4. Salvation: Grace Through Christ or Judgment by Deeds
Christianity teaches salvation as a gift of grace through faith in Jesus Christ. Human effort cannot earn reconciliation with God; it is received through Christ alone.
Islam emphasizes submission to God’s will expressed through obedience, prayer, fasting, and righteous deeds, with final judgment based on a balance of actions and mercy. While both traditions value moral living, the mechanism of salvation is fundamentally different: grace versus merit, redemption versus accountability.
5. Revelation: Fulfilled in Christ or Finalized in the Qur’an
Christianity holds that God’s revelation reaches its fulfillment in Jesus Christ, with the New Testament bearing witness to Him as the culmination of God’s self-disclosure.
Islam teaches that the Qur’an is the final, perfect, and unaltered revelation, superseding previous scriptures, including the Bible. This creates not just different interpretations, but competing claims about final authority.
Respect Does Not Require Theological Confusion
It must be said clearly: respect between Christians and Muslims is not optional in a plural world. Civility, peace, and dialogue are necessary. But respect does not require symbolic actions that blur essential distinctions. It does not require standing in silent quasi-devotional posture inside another religion’s place of worship while using language that implies shared theological space.
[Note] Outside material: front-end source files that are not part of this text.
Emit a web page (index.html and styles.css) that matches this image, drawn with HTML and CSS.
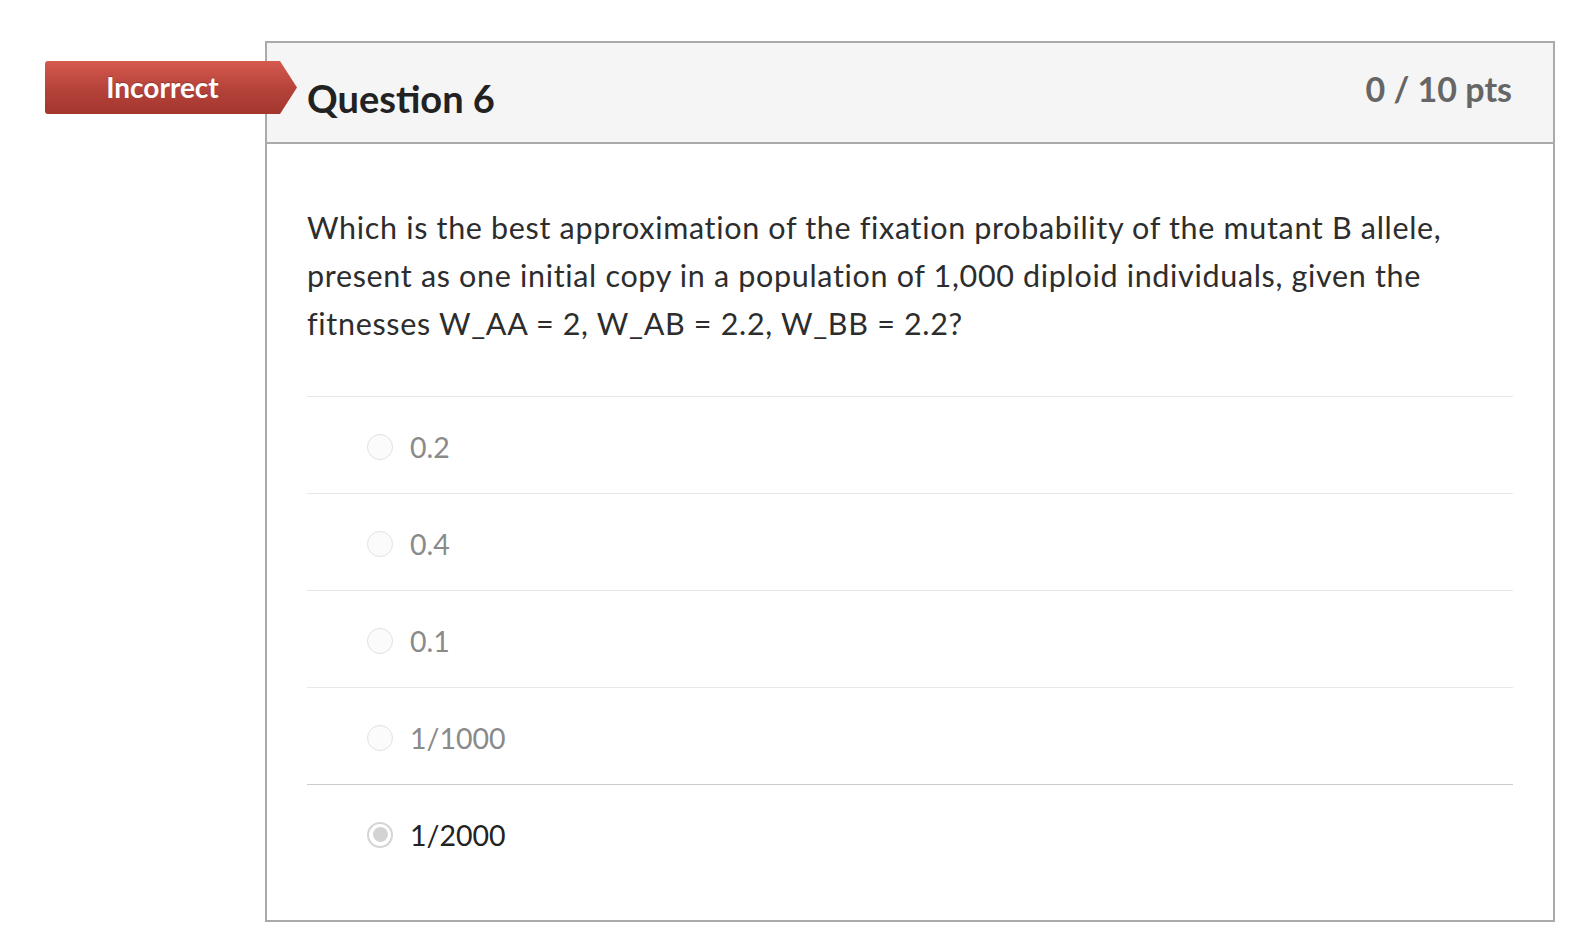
FILE: index.html
```html
<!DOCTYPE html>
<html>
<head>
<meta charset="utf-8">
<link rel="stylesheet" href="styles.css">
</head>
<body>
<div class="page">
  <div class="card">
    <div class="badge"><span>Incorrect</span></div>
    <div class="card-header">
      <div class="title">Question 6</div>
      <div class="pts">0 / 10 pts</div>
    </div>
    <div class="card-body">
      <p class="question">Which is the best approximation of the fixation probability of the mutant B allele, present as one initial copy in a population of 1,000 diploid individuals, given the fitnesses W_AA = 2, W_AB = 2.2, W_BB = 2.2?</p>
      <div class="answers">
        <div class="answer"><span class="radio"></span><span class="label">0.2</span></div>
        <div class="answer"><span class="radio"></span><span class="label">0.4</span></div>
        <div class="answer"><span class="radio"></span><span class="label">0.1</span></div>
        <div class="answer"><span class="radio"></span><span class="label">1/1000</span></div>
        <div class="answer selected"><span class="radio"><span class="dot"></span></span><span class="label">1/2000</span></div>
      </div>
    </div>
  </div>
</div>
</body>
</html>
```
FILE: styles.css
```css
html, body {
  margin: 0;
  padding: 0;
  background: #ffffff;
}
body {
  font-family: Lato, "Noto Sans", sans-serif;
  color: #333333;
}
.page {
  padding: 41px 19px 0 265px;
}
.card {
  position: relative;
  border: 2px solid #aaaaaa;
  background: #ffffff;
}
.badge {
  position: absolute;
  left: -222px;
  top: 18px;
  width: 252px;
  height: 53px;
  background: linear-gradient(#d5594e, #b4423a 55%, #a3362d);
  clip-path: polygon(0 0, 235px 0, 252px 26.5px, 235px 53px, 0 53px);
  border-radius: 3px 0 0 3px;
  display: flex;
  align-items: center;
}
.badge span {
  width: 235px;
  text-align: center;
  color: #ffffff;
  font-weight: 700;
  font-size: 28px;
  text-shadow: 0 -1px 0 rgba(0,0,0,0.25);
  margin-top: -1px;
}
.card-header {
  height: 99px;
  background: #f5f5f5;
  border-bottom: 2px solid #aaaaaa;
  display: flex;
  justify-content: space-between;
  align-items: flex-start;
  padding: 0 41px 0 40px;
}
.title {
  font-size: 38px;
  font-weight: 700;
  color: #222222;
  margin-top: 32px;
}
.pts {
  font-size: 34px;
  font-weight: 700;
  color: #666666;
  margin-top: 25px;
}
.card-body {
  padding: 59px 40px 39px 40px;
}
.question {
  margin: 0 0 49px 0;
  font-size: 30.5px;
  line-height: 48px;
  letter-spacing: 0.67px;
  color: #2d2d2d;
}
.answer {
  border-top: 1.5px solid #e8e8e8;
  display: flex;
  align-items: center;
  padding-left: 60px;
  padding-top: 3px;
  box-sizing: border-box;
  height: 97px;
}
.answer.selected {
  border-top-color: #cccccc;
}
.radio {
  width: 26px;
  height: 26px;
  box-sizing: border-box;
  border-radius: 50%;
  border: 1.5px solid #e2e2e2;
  background: #fbfbfb;
  display: flex;
  align-items: center;
  justify-content: center;
  flex: none;
}
.answer.selected .radio {
  border: 2px solid #d4d4d4;
  background: #ffffff;
}
.dot {
  width: 15px;
  height: 15px;
  border-radius: 50%;
  background: #d3d3d3;
}
.label {
  margin-left: 17px;
  font-size: 28.5px;
  color: #8a8a8a;
}
.answer.selected .label {
  color: #222222;
}
```
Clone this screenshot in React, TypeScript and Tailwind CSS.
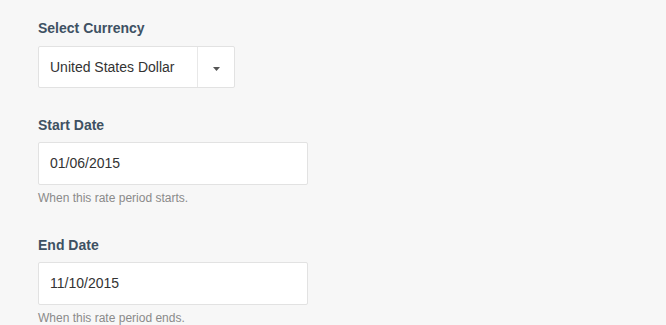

That is not unity–that is confusion.
The danger in the Pope’s actions is not that he visited a mosque. It is how he did it, what was said, and what was left unsaid. In a world already drowning in relativism, religious leaders do not have the luxury of ambiguity. Their words and gestures define how millions understand God.
And when those gestures begin to suggest that Christianity is simply one language among many ways of reaching the divine, the result is not harmony–it is the erosion of Christian identity itself.